Remove both the value and all duplicates of that value in a list in prolog

Question

I'm having some trouble removing values from a list in prolog. I have a list of colors and I want to add a list of colors to it and keep all the values that have no duplicate and remove the rest.

[green, red, blue, purple, yellow, brown, orange, black, purple]

so purple appears twice in this list and I want to remove both of them. This is the list I want to be returned.

[green, red, blue, yellow, brown, orange, black]

I currently have this to remove all the duplicates but I can't get both purples out.

mymember(X,[H|_]) :- X==H,!.
mymember(X,[_|T]) :- mymember(X,T).

not(A) :- \+ call(A).

set([],[]).
set([Head|Tail],[Head|Out]) :-
    not(mymember(Head,Tail)),
    set(Tail, Out).
set([Head|Tail],Out) :-
    mymember(Head,Tail),
    set(Tail, Out).

this is the result I get now:

[green, red, blue, yellow, brown, orange, black, purple]

Answer 1

The simple way...a one-liner:

singletons(Xs,Zs) :-
  findall( X , ( append(P,[X|S],Xs), \+member(X,P), \+member(X,S) ) , Zs )
  .

Answer 2

Stay pure by using tfilter/3 in combination with list_uniqmember_t/3!

list_uniqs(Es, Us) :-
   tfilter(list_uniqmember_t(Es), Es, Us).

The sample query given by the OP has the expected result:

?- list_uniqs([green,red,blue,purple,yellow,brown,orange,black,purple], Xs).
Xs = [green,red,blue,yellow,brown,orange,black]. % succeeds deterministically

Do we get logically sound answers for more general queries, too?

?- list_uniqs([A,B,A], []).
   A=B
;  false.

?- list_uniqs([A,B,A], [_]).
dif(A,B).

?- list_uniqs([A,B,A], [_,_]).
false.

?- list_uniqs([A,B,A], Xs).
   Xs = [] ,     A=B
;  Xs = [B], dif(A,B).

Yes!

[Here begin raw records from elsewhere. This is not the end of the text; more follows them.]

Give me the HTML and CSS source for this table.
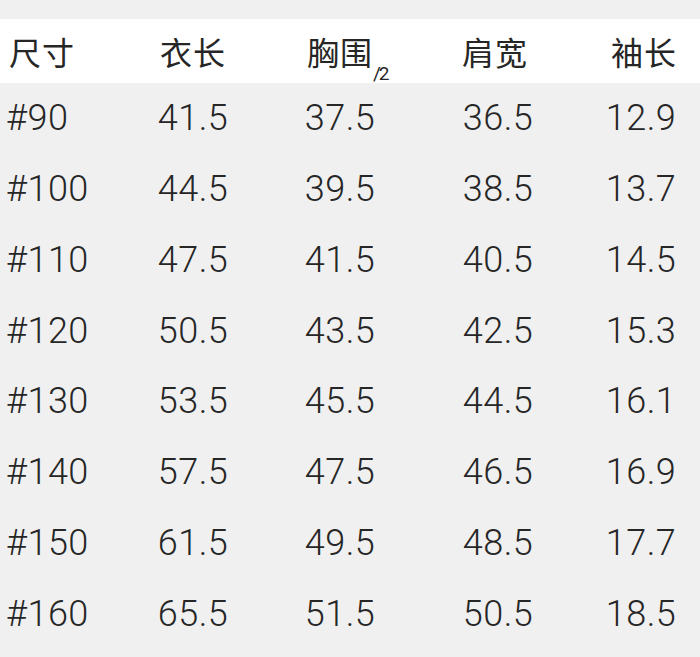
FILE: index.html
```html
<!DOCTYPE html>
<html lang="zh">
<head>
<meta charset="utf-8">
<link rel="stylesheet" href="styles.css">
</head>
<body>
<div class="page">
  <div class="row head">
    <div class="c first">尺寸</div>
    <div class="c">衣长</div>
    <div class="c"><span class="lbl">胸围<span class="half">/2</span></span></div>
    <div class="c">肩宽</div>
    <div class="c">袖长</div>
  </div>
  <div class="row"><div class="c first">#90</div><div class="c">41.5</div><div class="c">37.5</div><div class="c">36.5</div><div class="c">12.9</div></div>
  <div class="row"><div class="c first">#100</div><div class="c">44.5</div><div class="c">39.5</div><div class="c">38.5</div><div class="c">13.7</div></div>
  <div class="row"><div class="c first">#110</div><div class="c">47.5</div><div class="c">41.5</div><div class="c">40.5</div><div class="c">14.5</div></div>
  <div class="row"><div class="c first">#120</div><div class="c">50.5</div><div class="c">43.5</div><div class="c">42.5</div><div class="c">15.3</div></div>
  <div class="row"><div class="c first">#130</div><div class="c">53.5</div><div class="c">45.5</div><div class="c">44.5</div><div class="c">16.1</div></div>
  <div class="row"><div class="c first">#140</div><div class="c">57.5</div><div class="c">47.5</div><div class="c">46.5</div><div class="c">16.9</div></div>
  <div class="row"><div class="c first">#150</div><div class="c">61.5</div><div class="c">49.5</div><div class="c">48.5</div><div class="c">17.7</div></div>
  <div class="row"><div class="c first">#160</div><div class="c">65.5</div><div class="c">51.5</div><div class="c">50.5</div><div class="c">18.5</div></div>
</div>
</body>
</html>
```
FILE: styles.css
```css
html, body {
  margin: 0;
  padding: 0;
  background: #f0f0f0;
}
.page {
  width: 700px;
  height: 657px;
  padding-top: 19px;
  box-sizing: border-box;
  color: #262626;
  font-family: Roboto, "Noto Sans CJK SC", sans-serif;
  overflow: hidden;
}
.row {
  display: grid;
  grid-template-columns: 120px 146px 148px 168px 118px;
  height: 70.75px;
  align-items: center;
  font-size: 36px;
  font-weight: 300;
  letter-spacing: 0.5px;
}
.row.head {
  height: 64px;
  background: #ffffff;
  font-family: "Noto Sans CJK SC", sans-serif;
  font-size: 32px;
  font-weight: 400;
  letter-spacing: 1px;
}
.c {
  text-align: center;
  line-height: 1;
}
.c.first {
  text-align: left;
  padding-left: 6px;
}
.head .c.first {
  padding-left: 9px;
}
.head .c:nth-child(4) {
  padding-right: 6px;
}
.head .c:nth-child(5) {
  padding-left: 6px;
}
.lbl {
  position: relative;
}
.half {
  position: absolute;
  left: 100%;
  bottom: -9px;
  font-family: Roboto, sans-serif;
  font-weight: 400;
  font-size: 19px;
  letter-spacing: -2px;
}
```
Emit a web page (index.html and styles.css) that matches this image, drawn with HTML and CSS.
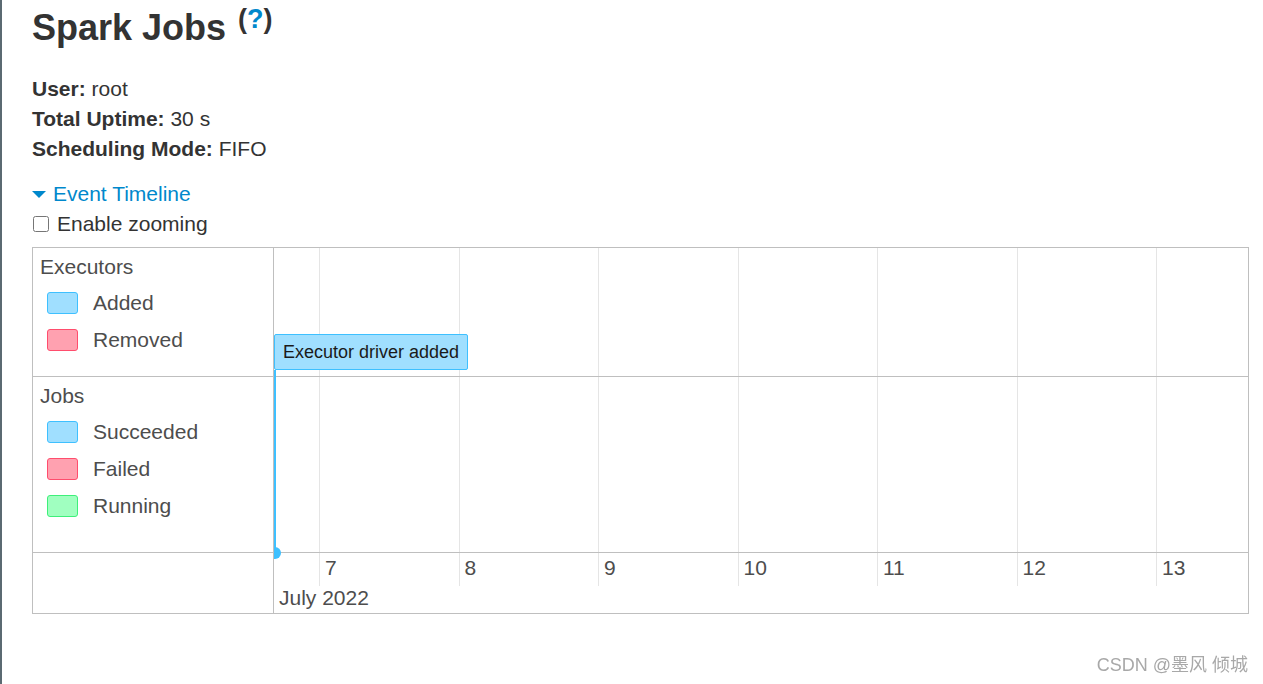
FILE: index.html
```html
<!DOCTYPE html>
<html lang="en">
<head>
  <meta charset="UTF-8" />
  <title>Spark Jobs</title>
  <link rel="stylesheet" href="styles.css">
</head>
<body>

  <div class="container">
    <h3 class="page-title">Spark Jobs <sup>(<a href="#">?</a>)</sup></h3>

    <ul class="summary">
      <li><strong>User:</strong> root</li>
      <li><strong>Total Uptime:</strong> 30 s</li>
      <li><strong>Scheduling Mode:</strong> FIFO</li>
    </ul>

    <div class="timeline-toggle">
      <span class="arrow-open"></span><a href="#">Event Timeline</a>
    </div>
    <label class="zoom-toggle"><input type="checkbox" /> Enable zooming</label>

    <div class="timeline">
      <div class="labels">
        <div class="group group-executors">
          <div class="group-name">Executors</div>
          <div class="legend">
            <div class="legend-row"><span class="swatch swatch-added"></span>Added</div>
            <div class="legend-row"><span class="swatch swatch-removed"></span>Removed</div>
          </div>
        </div>
        <div class="group group-jobs">
          <div class="group-name">Jobs</div>
          <div class="legend">
            <div class="legend-row"><span class="swatch swatch-added"></span>Succeeded</div>
            <div class="legend-row"><span class="swatch swatch-removed"></span>Failed</div>
            <div class="legend-row"><span class="swatch swatch-running"></span>Running</div>
          </div>
        </div>
        <div class="axis-spacer"></div>
      </div>

      <div class="canvas">
        <div class="band band-executors">
          <div class="cell"></div><div class="cell"></div><div class="cell"></div><div class="cell"></div>
          <div class="cell"></div><div class="cell"></div><div class="cell"></div><div class="cell"></div>
        </div>
        <div class="band band-jobs">
          <div class="cell"></div><div class="cell"></div><div class="cell"></div><div class="cell"></div>
          <div class="cell"></div><div class="cell"></div><div class="cell"></div><div class="cell"></div>
        </div>
        <div class="axis">
          <div class="minor-row">
            <div class="cell"></div>
            <div class="cell">7</div>
            <div class="cell">8</div>
            <div class="cell">9</div>
            <div class="cell">10</div>
            <div class="cell">11</div>
            <div class="cell">12</div>
            <div class="cell">13</div>
          </div>
          <div class="major-label">July 2022</div>
        </div>

        <div class="item">Executor driver added</div>
        <div class="item-line"></div>
        <div class="item-dot"></div>
      </div>
    </div>
  </div>

  <div class="watermark">CSDN @墨风 倾城</div>

</body>
</html>
```

FILE: styles.css
```css
body {
  margin: 0;
  border-left: 2px solid #5b6a72;
  min-height: 684px;
  box-sizing: border-box;
  font-family: "Liberation Sans", Arial, sans-serif;
  font-size: 21px;
  line-height: 30px;
  color: #333;
  background: #fff;
}

a {
  color: #0088cc;
  text-decoration: none;
}

.container {
  padding: 0 14px 0 30px;
}

.page-title {
  margin: 0;
  font-size: 36px;
  line-height: 55px;
  font-weight: bold;
}

.page-title sup {
  font-size: 27px;
  line-height: 0;
  vertical-align: 12px;
  margin-left: 2px;
}

.summary {
  list-style: none;
  margin: 19px 0 0;
  padding: 0;
}

.timeline-toggle {
  margin-top: 15px;
  display: flex;
  align-items: center;
}

.arrow-open {
  width: 0;
  height: 0;
  border-left: 7px solid transparent;
  border-right: 7px solid transparent;
  border-top: 7px solid #0088cc;
  margin: 1px 7px 0 0;
}

.zoom-toggle {
  display: flex;
  align-items: center;
}

.zoom-toggle input {
  width: 16px;
  height: 16px;
  margin: 0 8px 0 1px;
}

/* timeline */

.timeline {
  margin-top: 8px;
  border: 1px solid #bfbfbf;
  display: grid;
  grid-template-columns: 241px 1fr;
  color: #4d4d4d;
  line-height: 24px;
}

.labels {
  border-right: 1px solid #bfbfbf;
}

.group {
  box-sizing: border-box;
  border-bottom: 1px solid #bfbfbf;
  padding: 7px 0 0 7px;
}

.group-executors,
.band-executors {
  height: 129px;
}

.group-jobs,
.band-jobs {
  height: 176px;
}

.axis-spacer,
.axis {
  height: 60px;
}

.legend {
  margin: 12px 0 0 7px;
  display: flex;
  flex-direction: column;
  gap: 13px;
}

.legend-row {
  height: 24px;
  display: flex;
  align-items: center;
  gap: 15px;
}

.swatch {
  width: 31px;
  height: 22px;
  box-sizing: border-box;
  border-radius: 3px;
  border: 1.5px solid;
}

.swatch-added {
  background: #a0dfff;
  border-color: #3ec0ff;
}

.swatch-removed {
  background: #ffa1b0;
  border-color: #ff4d6d;
}

.swatch-running {
  background: #a0ffc0;
  border-color: #3eef7a;
}

.canvas {
  position: relative;
  overflow: hidden;
}

.band,
.minor-row {
  box-sizing: border-box;
  display: grid;
  grid-template-columns: 45px repeat(6, 139.5px) 1fr;
}

.band {
  border-bottom: 1px solid #bfbfbf;
}

.cell + .cell {
  border-left: 1px solid #e5e5e5;
}

.minor-row {
  height: 33px;
}

.minor-row .cell {
  padding: 3px 0 0 5px;
}

.major-label {
  padding-left: 5px;
}

.item {
  position: absolute;
  left: 0;
  top: 86px;
  padding: 6px 8px;
  font-size: 18px;
  line-height: 22px;
  color: #1a1a1a;
  background: #a0dfff;
  border: 1px solid #3ec0ff;
  border-radius: 2px;
  white-space: nowrap;
}

.item-line {
  position: absolute;
  left: 0;
  top: 122px;
  width: 2px;
  height: 183px;
  background: #3ec0ff;
}

.item-dot {
  position: absolute;
  left: -5px;
  top: 299px;
  width: 12px;
  height: 12px;
  border-radius: 50%;
  background: #3ec0ff;
}

.watermark {
  position: fixed;
  right: 15px;
  bottom: 8px;
  font-family: "Liberation Sans", "Noto Sans CJK SC", sans-serif;
  font-size: 18px;
  line-height: 21px;
  color: #a8a8a8;
}
```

How about something a little more general?

?- list_uniqs([A,B,C],Xs).
   Xs = []     ,     A=B           ,     B=C
;  Xs = [C]    ,     A=B           , dif(B,C)
;  Xs = [B]    ,               A=C , dif(B,C)
;  Xs = [A]    ,           dif(A,C),     B=C 
;  Xs = [A,B,C], dif(A,B), dif(A,C), dif(B,C).

It works!

Answer 3

I think you're on the right track. Here's an approach using the -> ; construct and taking advantage of the delete/3 predicate, which removes ALL duplicates:

remdup([], _, []).
remdup([H|T], X, R) :-
    (   H == X
    ->  (   member(X, T)
        ->  delete(T, X, R)     % only delete if it's in the list more than once
        ;   R = [H|R1],
            remdup(T, X, R1)
        )
    ;   R = [H|R1],
        remdup(T, X, R1)
    ).

Another solution, using select/3 as well as delete/3:

remdup(L, X, R) :-
    (select(X, L, L1), select(X, L1, L2))
->  delete(L2, X, R)
;   L = R.

select/3 extracts one instance of an element from a list. If it cannot find the element, it fails. So in the above, we delete all the instances if we're able to find at least two of them.

---

A solution which does the whole list (minus the middle argument that specifies the single item to remove):

remdup([], []).
remdup([H|T], R) :-
    (   select(H, T, T1)
    ->  delete(T1, H, R1),
        remdup(R1, R)
    ;   R = [H|R1],
        remdup(T, R1)
    ).

Answer 4

I fixed it by doing this:

my_delete(Res, [], Res).
my_delete(Colorslist, [Head|Tail], R) :-  
    my_delete_worker(Colorslist, Head, Result), 
    my_delete(Result, Tail, R).

my_delete_worker([], _, []).
my_delete_worker([X|T], X, R) :-
    my_delete_worker(T, X, R).
my_delete_worker([H|T], X, [H|R]) :-
    X \= H,
    my_delete_worker(T, X, R).

I forgot to put the result of the first color into the colorslist for the second color. When it arrives at the base case I unify my colorslist with the result. Thanks for your help lurker!

Answer 5

simpler (and impure :-)

singletons(Xs, Zs) :- findall(X, (select(X,Xs,Ys), \+memberchk(X,Ys)), Zs).